Many inputs to one output, access wildcards in input files

167 Views Asked by At

Apologies if this is a straightforward question, I couldn't find anything in the docs.

currently my workflow looks something like this. I'm taking a number of input files created as part of this workflow, and summarizing them.

Is there a way to avoid this manual regex step to parse the wildcards in the filenames?

I thought about an "expand" of cross_ids and config["chromosomes"], but unsure to guarantee conistent order.

rule report:
    output:
        table="output/mendel_errors.txt"
    input:
        files=expand("output/{chrom}/{cross}.in", chrom=config["chromosomes"], cross=cross_ids)
    params:
        req="h_vmem=4G",
    run:
        df = pd.DataFrame(index=range(len(input.files), columns=["stat", "chrom", "cross"])

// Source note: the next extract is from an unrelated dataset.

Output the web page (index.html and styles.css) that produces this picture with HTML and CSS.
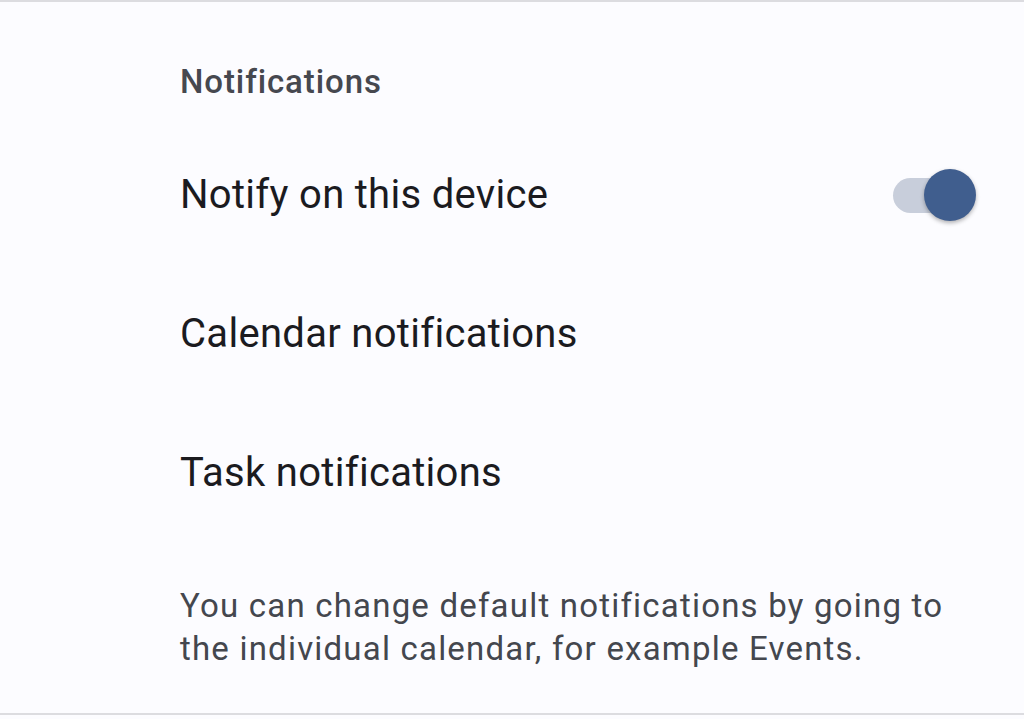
FILE: index.html
```html
<!DOCTYPE html>
<html>
  <head>
    <meta name="viewport" content="width=device-width, initial-scale=1.0">
    <link rel="stylesheet" href="styles.css">
  </head>
  <body>
    <div class="settings-page">
      <h2 class="section-title">Notifications</h2>

      <div class="setting-row">
        <span class="setting-label">Notify on this device</span>
        <button type="button" class="switch switch-on" aria-pressed="true">
          <span class="switch-track"></span>
          <span class="switch-thumb"></span>
        </button>
      </div>
      <div class="setting-row">
        <span class="setting-label">Calendar notifications</span>
      </div>
      <div class="setting-row">
        <span class="setting-label">Task notifications</span>
      </div>

      <p class="help-text">You can change default notifications by going to the individual calendar, for example Events.</p>
    </div>
  </body>
</html>
```

FILE: styles.css
```css
html, body {
  margin: 0;
  height: 100%;
  background-color: #fcfcff;
}
body {
  font-family: Roboto, "Noto Sans", sans-serif;
  overflow: hidden;
}
.settings-page {
  box-sizing: border-box;
  height: 715px;
  border-top: 2px solid #dcdce0;
  border-bottom: 2px solid #dcdce0;
  padding: 0 48px 0 180px;
}
.section-title {
  margin: 0 0 23px;
  padding-top: 60px;
  font-size: 33px;
  font-weight: 500;
  line-height: 40px;
  letter-spacing: 0.9px;
  color: #46484f;
}
.setting-row {
  display: flex;
  justify-content: space-between;
  align-items: center;
  height: 139px;
}
.setting-label {
  font-size: 40px;
  line-height: 48px;
  letter-spacing: 0.3px;
  color: #1b1b1f;
}
.switch {
  position: relative;
  width: 84px;
  height: 52px;
  padding: 0;
  border: none;
  background: none;
}
.switch-track {
  position: absolute;
  left: 1px;
  top: 9px;
  width: 70px;
  height: 35px;
  border-radius: 18px;
  background-color: #c8cedb;
}
.switch-thumb {
  position: absolute;
  right: 0;
  top: 0;
  width: 52px;
  height: 52px;
  border-radius: 50%;
  background-color: #405e8e;
  box-shadow: 0 2px 4px rgba(0, 0, 0, 0.3);
}
.help-text {
  margin: 42px 0 0;
  font-size: 33px;
  line-height: 43px;
  letter-spacing: 1.2px;
  color: #44474e;
}
```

        for i, fn in enumerate(input.files):
            # open fn / make calculations etc // stat =
            # manual regex of filename to get chrom cross // chrom, cross =
            df.loc[i] = stat, chrom, choss

This seems a bit awkward when this information must be in the environment somewhere.

1

There are 1 best solutions below

0
On

(via Johannes Köster on the google group)

To answer your question: Expand uses functools.product from the standard library. Hence, you could write

from functools import product

product(config["chromosomes"], cross_ids)